So does meat eating help cause climate change and environmental degradation?

March 25, 2018

meat eating

 

I took an Earth Science class a year ago with intentions of getting a liberal studies degree at the community college (in addition to the Bachelors in communication/journalism I already had).  My family had been egging me to take it because we’re kind of an outdoorsy family and I thought it would be good for me.  I took it for credit, as opposed auditing it.

It was so hard.  There was either a quiz or test every week, it met 6 hours a week, there were labs with people I found it hard to work with, but I made out with a B in the end, so obviously I did something right.  And funny thing is, I miss it now.  I’m taking modern art history now at the same community college, and there’s no talking really because it’s kind of a lecture course, and I just miss the come what may attitude of Earth Science.  And I like to think I love art history waaaay more than Earth Science.

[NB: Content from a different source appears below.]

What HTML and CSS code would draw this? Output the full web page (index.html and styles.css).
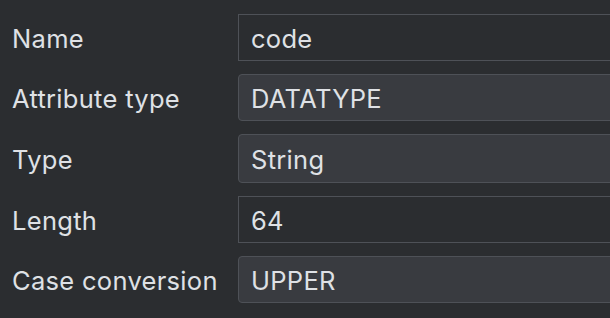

But anyway, near the end of class we had to do an oral presentation with a group presenting a hypothesis and proving some kind of scientific fact.  Since my group didn’t seem to care, I picked, “How Meat Eating Causes Climate Change and Environmental Degradation,”  since I feel like I kind of have grown up with that mantra.  More than half the other groups picked how climate change causes something, like glaciers melting, coral reefs eroding, etc…  So I thought our’s would be a different spin on the most controversial science of our time.

I basically just picked facts from articles that seemed commonplace, but it was rather hard to find the facts that eating meat does in fact cause climate change and environmental degradation.  I bet that is probably more controversial than the climate change mantra.

When I started getting into cooking, it was always in the back of my mind not to eat too much meat, because my Mom has been a vegetarian for 20+ years and is an environmentalist on top of that.  My Mom is someone everyone seems to hold on a pedestal.  Although I have tried mightily to give up meat, I have to do with eating vegetarian most of the time, as opposed to 24/7.  But having to still live with my parents, I am most readily aware of the vegetarian dishes my Mom makes seemingly every day.

Anyway, I did most of the research for the oral presentation, mostly because articles about the subjects were hard to find and having this blog, it gave me some overview of what I needed to look for.

The oral presentation mainly consisted of the depressing aspects of environmental degradation everyone probably reads or hears about from news sites, classes, TV, etc…  Obviously it was stuff people had heard before, because as my partners read the facts, they would erupt into laughing fits.  I tried to maintain some sanity by using my many years of comedy training to combat the comedy routine.  My years of reading food books came in handy, as I got to intersperse the boring facts with more enlightening ones.

I honestly sounded like I knew what I was talking about I think, and really got into it to some degree; or maybe I just hate seeing meat eating effects turn into a joke.

Anyway, I got a couple questions, one of which was how are the people who still raise animals on the land, as opposed to the factory.  I said that they have a relationship with the animals and I thought they might get backlash for their humane practices.  We got a B.